Information provided:
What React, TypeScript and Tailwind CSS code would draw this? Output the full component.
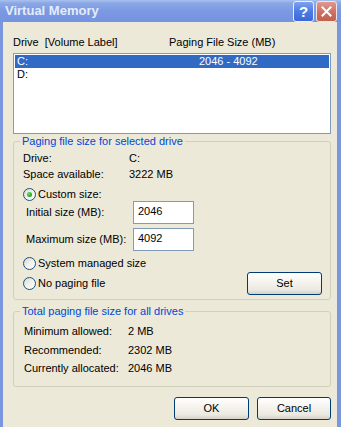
import React from "react";

function Radio({ checked }: { checked?: boolean }) {
  return (
    <span className="flex h-[13px] w-[13px] shrink-0 items-center justify-center rounded-full border border-[#1c5180] bg-[linear-gradient(135deg,#dcd9c8_0%,#f2f1ea_50%,#ffffff_100%)]">
      {checked && (
        <span className="h-[5px] w-[5px] rounded-full bg-[radial-gradient(circle_at_35%_35%,#6ee06a_0%,#21a121_70%,#1a8a1a_100%)]" />
      )}
    </span>
  );
}

function XPButton({ label, w = "w-[75px]" }: { label: string; w?: string }) {
  return (
    <div
      className={`flex h-[23px] ${w} items-center justify-center rounded-[3px] border border-[#003c74] bg-[linear-gradient(180deg,#ffffff_0%,#f5f4ef_40%,#ebe9e0_80%,#d6d0c5_100%)] text-[11px] text-black`}
    >
      {label}
    </div>
  );
}

function Input({ value }: { value: string }) {
  return (
    <div className="flex h-[23px] w-[61px] items-center border border-[#7f9db9] bg-white pb-[2px] pl-[4px] text-[11px] text-black">
      {value}
    </div>
  );
}

export default function App() {
  return (
    <div className="flex h-[427px] w-[341px] flex-col overflow-hidden bg-[#7a96df] font-['Liberation_Sans',Arial,sans-serif] text-[11px] leading-[13px] text-black">
      {/* Title bar */}
      <div className="flex h-[22px] shrink-0 items-center bg-[linear-gradient(180deg,#a9c1ee_0%,#8aa7e6_15%,#7b99e2_50%,#7594df_100%)] pl-[5px] pr-[4px]">
        <span className="text-[13px] font-bold leading-[16px] text-[#e4ecfb]">Virtual Memory</span>
        <div className="ml-auto flex gap-[2px]">
          <div className="flex h-[21px] w-[21px] items-center justify-center rounded-[3px] border border-[#e8eefb] bg-[linear-gradient(180deg,#7fa2ee_0%,#4d7be6_50%,#3c68d8_100%)] text-[15px] font-bold leading-none text-white">
            ?
          </div>
          <div className="flex h-[21px] w-[21px] items-center justify-center rounded-[3px] border border-[#f0e4e2] bg-[linear-gradient(180deg,#e09a8e_0%,#cf7364_50%,#c0604f_100%)]">
            <svg width="11" height="11" viewBox="0 0 11 11">
              <path d="M1.5 1.5 L9.5 9.5 M9.5 1.5 L1.5 9.5" stroke="white" strokeWidth="2" strokeLinecap="square" />
            </svg>
          </div>
        </div>
      </div>

      {/* Client */}
      <div className="ml-[3px] mr-[4px] flex flex-1 flex-col bg-[#ece9d8] pl-[10px] pr-[6px] pt-[14px]">
        {/* List header */}
        <div className="flex h-[13px]">
          <span className="w-[156px] whitespace-pre">Drive  [Volume Label]</span>
          <span>Paging File Size (MB)</span>
        </div>

        {/* Listbox */}
        <div className="mt-[4px] h-[81px] w-[318px] border border-[#7f9db9] bg-white p-[1px]">
          <div className="flex h-[13px] bg-[#316ac5] pl-[2px] text-white">
            <span className="w-[182px]">C:</span>
            <span>2046 - 4092</span>
          </div>
          <div className="flex h-[13px] pl-[2px]">
            <span>D:</span>
          </div>
        </div>

        {/* Group 1 */}
        <fieldset className="mt-[1px] w-[318px] rounded-[3px] border border-[#d0d0bf] pb-[4px] pl-[9px] pr-[8px]">
          <legend className="-ml-[3px] px-[2px] text-[#0046d5]">Paging file size for selected drive</legend>
          <div className="mt-[4px] flex h-[13px] items-center">
            <span className="w-[106px]">Drive:</span>
            <span>C:</span>
          </div>
          <div className="mt-[3px] flex h-[13px] items-center">
            <span className="w-[106px]">Space available:</span>
            <span>3222 MB</span>
          </div>
          <div className="mt-[7px] flex h-[13px] items-center gap-[2px]">
            <Radio checked />
            <span>Custom size:</span>
          </div>
          <div className="flex h-[23px] items-center pl-[3px]">
            <span className="w-[107px]">Initial size (MB):</span>
            <Input value="2046" />
          </div>
          <div className="mt-[4px] flex h-[23px] items-center pl-[3px]">
            <span className="w-[107px]">Maximum size (MB):</span>
            <Input value="4092" />
          </div>
          <div className="mt-[5px] flex h-[14px] items-center gap-[2px]">
            <Radio />
            <span>System managed size</span>
          </div>
          <div className="mt-[2px] flex h-[23px] items-center gap-[2px]">
            <Radio />
            <span>No paging file</span>
            <div className="ml-auto">
              <XPButton label="Set" />
            </div>
          </div>
        </fieldset>

        {/* Group 2 */}
        <fieldset className="mt-[5px] w-[318px] rounded-[3px] border border-[#d0d0bf] pb-[11px] pl-[10px]">
          <legend className="-ml-[4px] px-[2px] text-[#0046d5]">Total paging file size for all drives</legend>
          <div className="mt-[7px] flex h-[13px] items-center">
            <span className="w-[104px]">Minimum allowed:</span>
            <span>2 MB</span>
          </div>
          <div className="mt-[6px] flex h-[13px] items-center">
            <span className="w-[104px]">Recommended:</span>
            <span>2302 MB</span>
          </div>
          <div className="mt-[5px] flex h-[13px] items-center">
            <span className="w-[104px]">Currently allocated:</span>
            <span>2046 MB</span>
          </div>
        </fieldset>

        {/* Buttons */}
        <div className="mt-[10px] flex w-[318px] justify-end gap-[8px]">
          <XPButton label="OK" />
          <XPButton label="Cancel" w="w-[74px]" />
        </div>
      </div>
    </div>
  );
}
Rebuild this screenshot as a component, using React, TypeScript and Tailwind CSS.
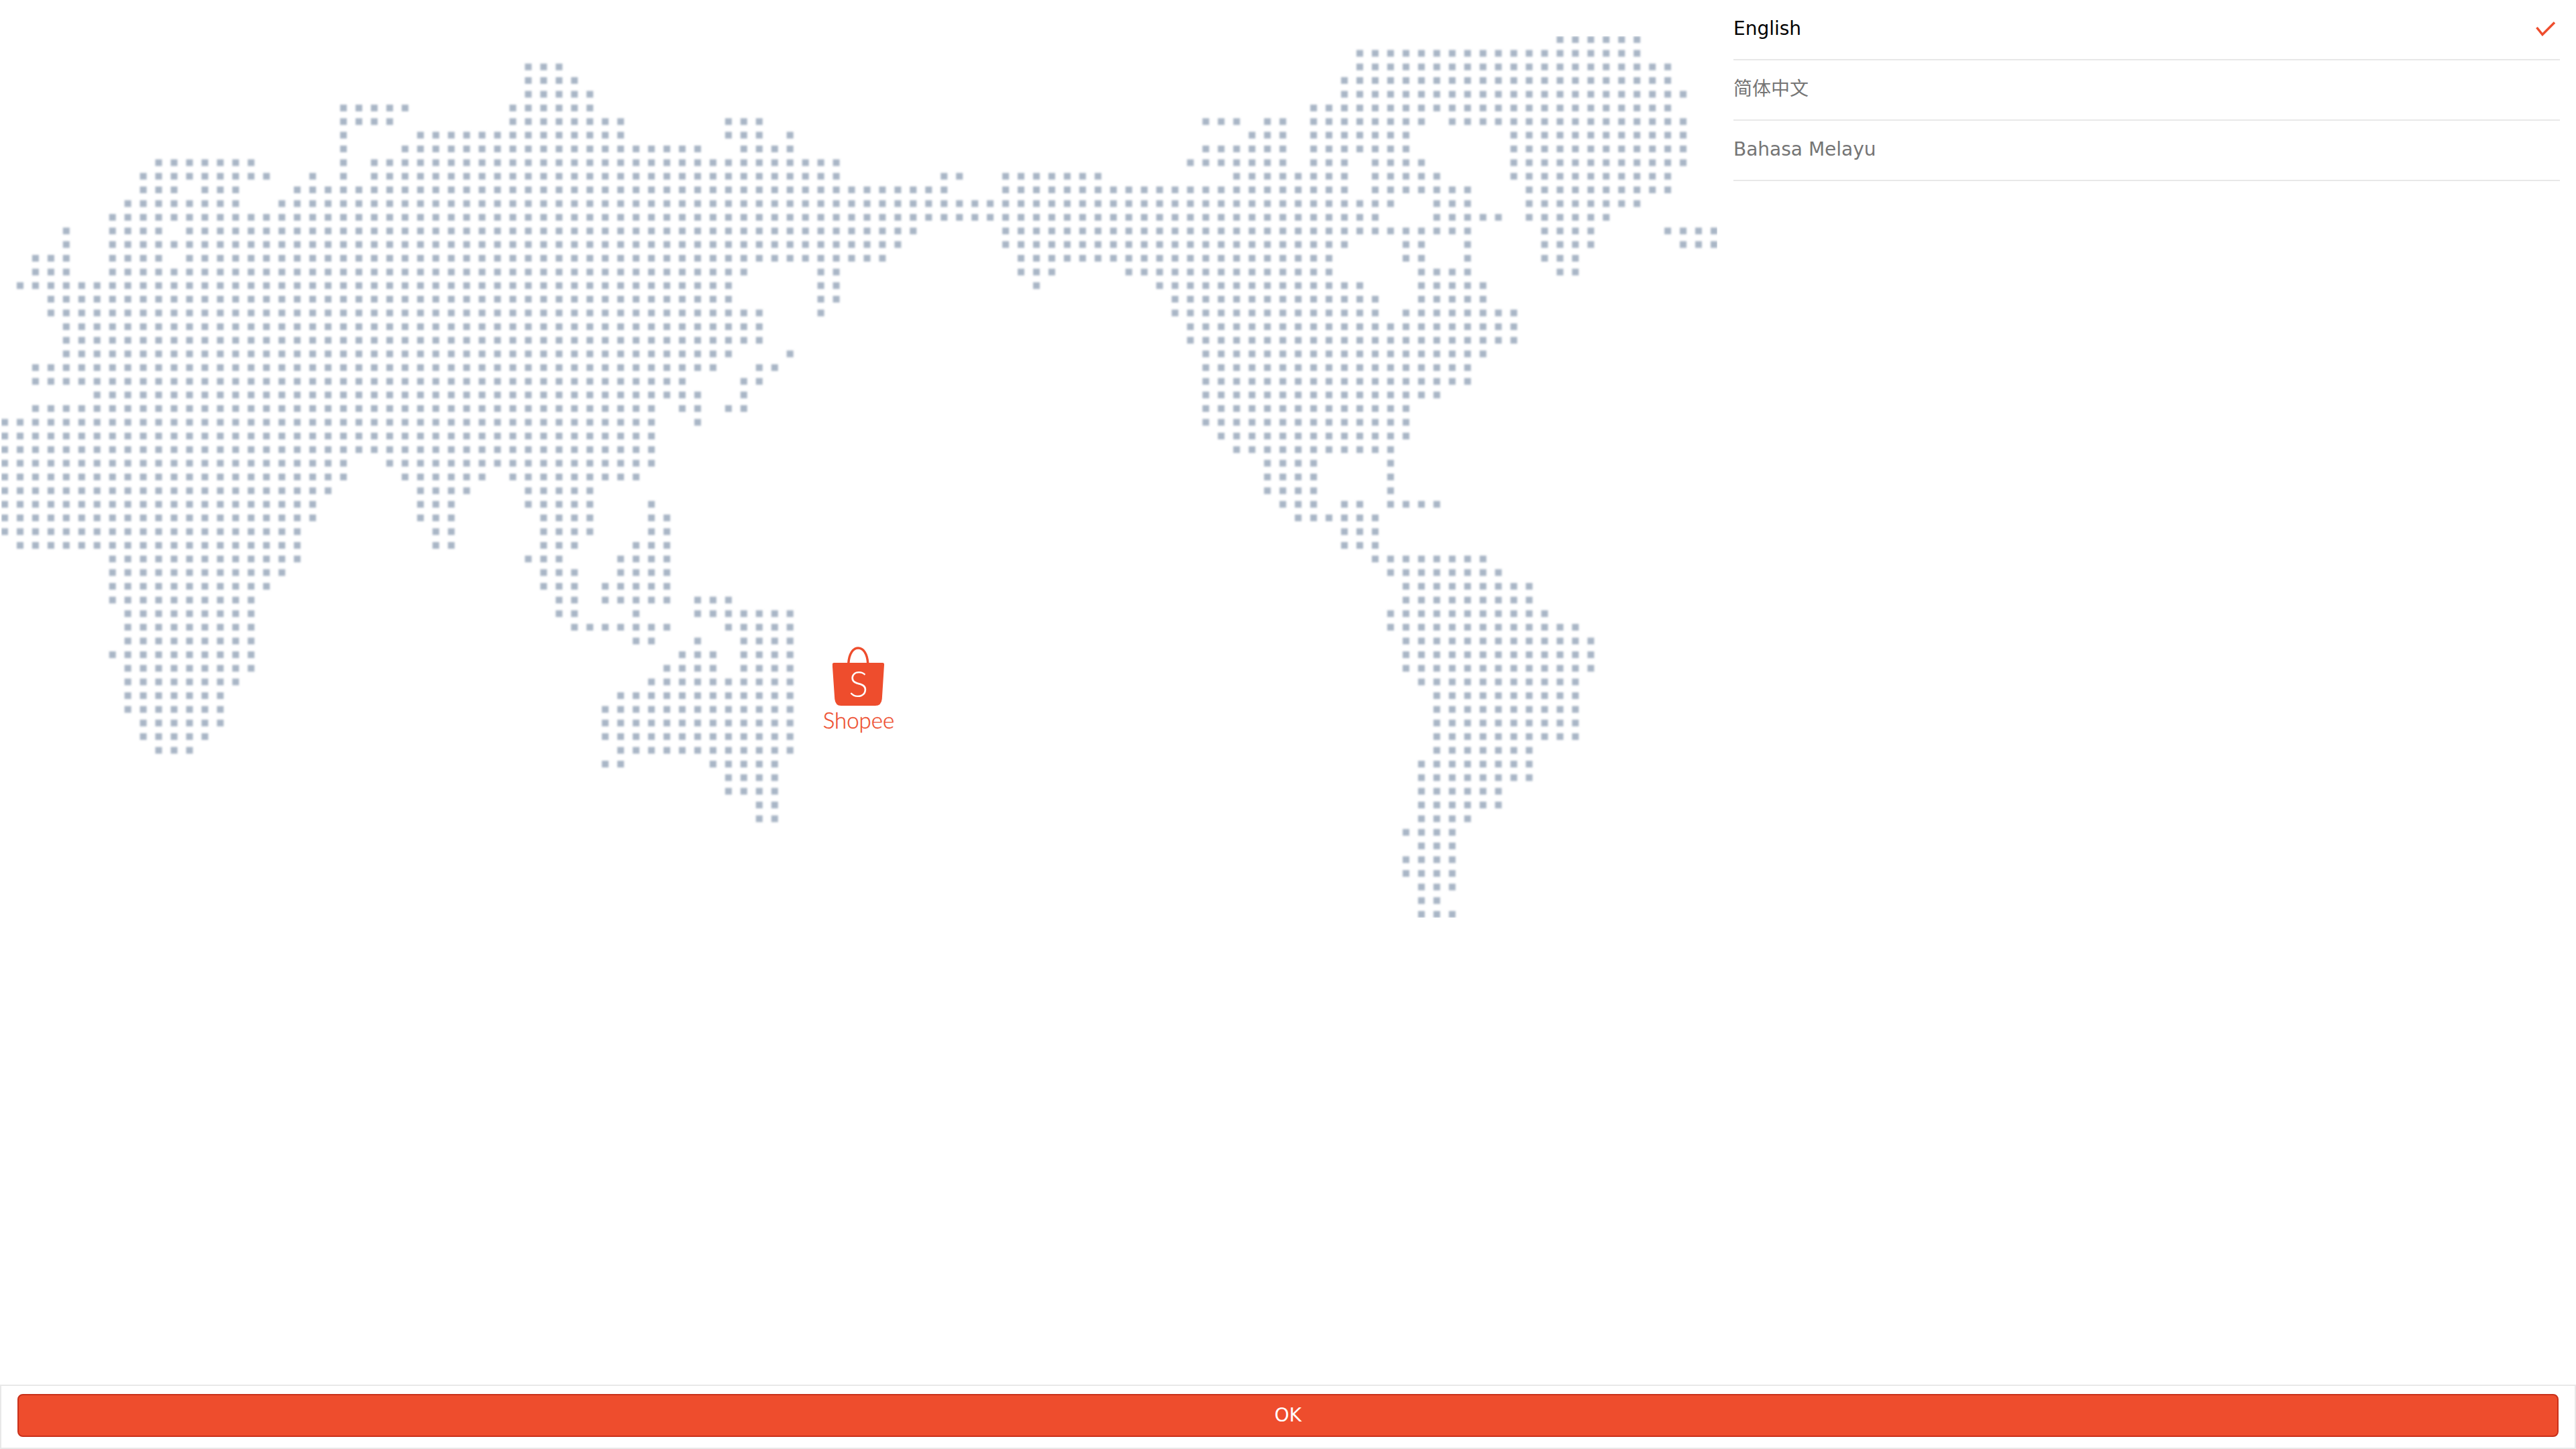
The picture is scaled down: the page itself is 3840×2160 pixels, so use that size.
import React from 'react';

// column ranges per dot row, flat [from, to, from, to, ...]
const MAP_ROWS: number[][] = [
  [101, 106],
  [88, 106],
  [34, 36, 88, 108],
  [34, 37, 87, 108],
  [34, 38, 87, 109],
  [22, 26, 33, 38, 85, 108],
  [22, 25, 33, 40, 47, 49, 78, 80, 82, 83, 85, 92, 94, 109],
  [22, 22, 27, 40, 47, 49, 51, 51, 81, 83, 85, 91, 98, 109],
  [22, 22, 26, 45, 48, 51, 78, 83, 85, 91, 98, 109],
  [10, 16, 22, 22, 24, 54, 77, 83, 85, 87, 89, 92, 98, 109],
  [9, 17, 20, 20, 22, 22, 24, 54, 61, 62, 65, 71, 80, 87, 89, 93, 98, 108],
  [9, 11, 13, 15, 19, 61, 65, 87, 89, 95, 99, 108],
  [8, 15, 18, 90, 93, 95, 99, 106],
  [7, 89, 93, 97, 99, 104],
  [4, 4, 7, 10, 12, 59, 65, 95, 100, 103, 108, 111],
  [4, 4, 7, 58, 65, 87, 91, 92, 95, 95, 100, 103, 109, 111],
  [2, 4, 7, 10, 12, 57, 66, 86, 91, 92, 95, 95, 100, 102],
  [2, 4, 7, 48, 53, 54, 66, 68, 73, 86, 92, 95, 101, 102],
  [1, 47, 53, 54, 67, 67, 75, 88, 92, 96],
  [3, 47, 53, 54, 76, 89, 92, 96],
  [3, 49, 53, 53, 76, 89, 91, 98],
  [4, 49, 77, 98],
  [4, 49, 77, 98],
  [4, 47, 51, 51, 78, 96],
  [2, 46, 49, 50, 78, 95],
  [2, 44, 48, 49, 78, 95],
  [6, 45, 48, 48, 78, 93],
  [2, 42, 44, 45, 47, 48, 78, 91],
  [0, 42, 45, 45, 78, 91],
  [0, 42, 79, 91],
  [0, 42, 80, 90],
  [0, 22, 25, 42, 82, 85, 90, 90],
  [0, 22, 26, 31, 33, 41, 82, 85, 90, 90],
  [0, 21, 27, 30, 34, 38, 82, 85, 90, 90],
  [0, 20, 27, 29, 34, 38, 42, 42, 83, 85, 87, 88, 90, 93],
  [0, 20, 27, 29, 35, 38, 42, 43, 84, 89],
  [0, 19, 28, 29, 35, 38, 42, 43, 87, 89],
  [1, 19, 28, 29, 35, 37, 41, 43, 87, 89],
  [7, 19, 34, 36, 40, 43, 89, 96],
  [7, 18, 35, 37, 40, 43, 90, 97],
  [7, 17, 35, 37, 39, 43, 91, 99],
  [7, 16, 36, 37, 39, 43, 45, 47, 91, 99],
  [8, 16, 36, 37, 41, 41, 45, 51, 90, 100],
  [8, 16, 37, 43, 47, 51, 90, 102],
  [8, 16, 41, 42, 45, 45, 48, 51, 91, 103],
  [7, 16, 44, 46, 48, 51, 91, 103],
  [8, 16, 43, 46, 48, 51, 91, 103],
  [8, 15, 42, 51, 92, 102],
  [8, 14, 40, 51, 93, 102],
  [8, 14, 39, 51, 93, 102],
  [9, 14, 39, 51, 93, 102],
  [9, 13, 39, 51, 93, 102],
  [10, 12, 40, 51, 93, 99],
  [39, 40, 46, 50, 92, 99],
  [47, 50, 92, 99],
  [47, 50, 92, 97],
  [49, 50, 92, 97],
  [49, 50, 92, 95],
  [91, 94],
  [92, 94],
  [91, 94],
  [91, 94],
  [92, 94],
  [92, 93],
  [92, 94],
];

const buildDots = () => {
  let d = '';
  MAP_ROWS.forEach((ranges, row) => {
    for (let i = 0; i < ranges.length; i += 2) {
      for (let col = ranges[i]; col <= ranges[i + 1]; col++) {
        const x = 2 + col * 22.955;
        const y = 2 + row * 20.375;
        d += `M${x.toFixed(1)} ${y.toFixed(1)}h10v10h-10z`;
      }
    }
  });
  return d;
};

const DotMap = () => (
  <svg width="2560" height="1317" viewBox="0 0 2560 1317" className="mt-[52px] block">
    <defs>
      <filter id="soft" x="0" y="0" width="100%" height="100%">
        <feGaussianBlur stdDeviation="1.8" />
      </filter>
    </defs>
    <path d={buildDots()} fill="#a9b6c6" filter="url(#soft)" />
  </svg>
);

const ShopeeLogo = () => (
  <div className="absolute left-1/2 top-[964px] flex -translate-x-1/2 flex-col items-center">
    <svg width="78" height="88" viewBox="0 0 78 88" className="block">
      <path d="M24 25C25 10 31 2 38.5 2C46 2 52 10 53 25" fill="none" stroke="#ee4d2d" strokeWidth="3.5" />
      <path
        d="M2.5 24H75Q77.5 24 77.3 26.5L74 78Q73 88 64 88H13Q4.5 88 3.5 78L0 26.5Q0 24 2.500 24Z"
        fill="#ee4d2d"
      />
      <text
        x="39"
        y="75"
        textAnchor="middle"
        fill="#ffffff"
        fontSize="54"
        fontWeight="300"
        fontFamily="Lato, sans-serif"
      >
        S
      </text>
    </svg>
    <span className="mt-[1px] font-['Lato',sans-serif] text-[33px] font-light leading-[40px] text-[#ee4d2d] [-webkit-text-stroke:0.4px_#ee4d2d]">
      Shopee
    </span>
  </div>
);

const LANGUAGES = [
  { label: 'English', selected: true },
  { label: '简体中文', selected: false },
  { label: 'Bahasa Melayu', selected: false },
];

export default function App() {
  return (
    <div className="flex h-screen flex-col bg-white font-['DejaVu_Sans','Noto_Sans_CJK_SC',sans-serif]">
      <div className="flex min-h-0 flex-1">
        <div className="relative w-[2560px] shrink-0">
          <DotMap />
          <ShopeeLogo />
        </div>
        <ul className="flex-1 px-6">
          {LANGUAGES.map((lang) => (
            <li
              key={lang.label}
              className={`flex h-[90px] items-center justify-between border-b-2 border-[#e8e8e8] pb-[2px] text-[28px] ${
                lang.selected ? 'text-black' : 'text-[#757575]'
              }`}
            >
              <span>{lang.label}</span>
              {lang.selected && (
                <svg width="30" height="22" viewBox="0 0 30 22" className="mr-[6px]">
                  <path d="M1.5 9L10 19.500L28 1.500" fill="none" stroke="#ee4d2d" strokeWidth="3.500" />
                </svg>
              )}
            </li>
          ))}
        </ul>
      </div>
      <div className="h-[96px] border-2 border-[#e8e8e8] px-6 pb-[14px] pt-3">
        <button className="h-[64px] w-full rounded-lg border-2 border-[#c9301a] bg-[#ee4d2d] text-[28px] text-white">
          OK
        </button>
      </div>
    </div>
  );
}
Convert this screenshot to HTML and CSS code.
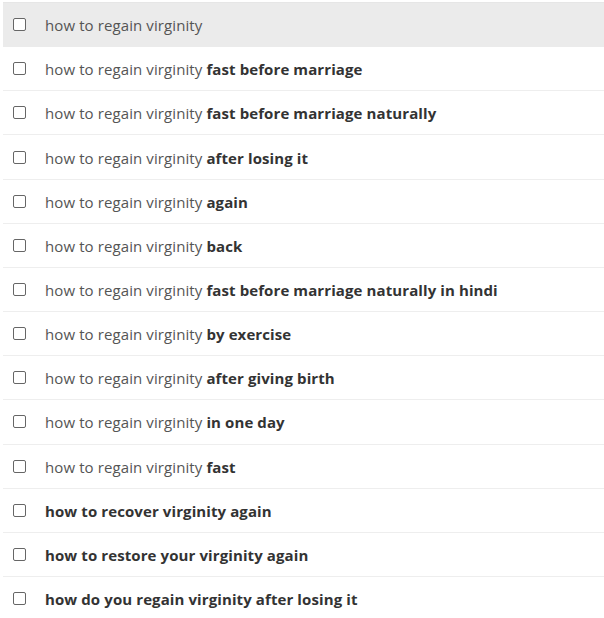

Required task: Collect every line above that contains the word "screenshot".

Finished exercise:
Rebuild this screenshot as a component, using React, TypeScript and Tailwind CSS.
Convert this screenshot to HTML and CSS code.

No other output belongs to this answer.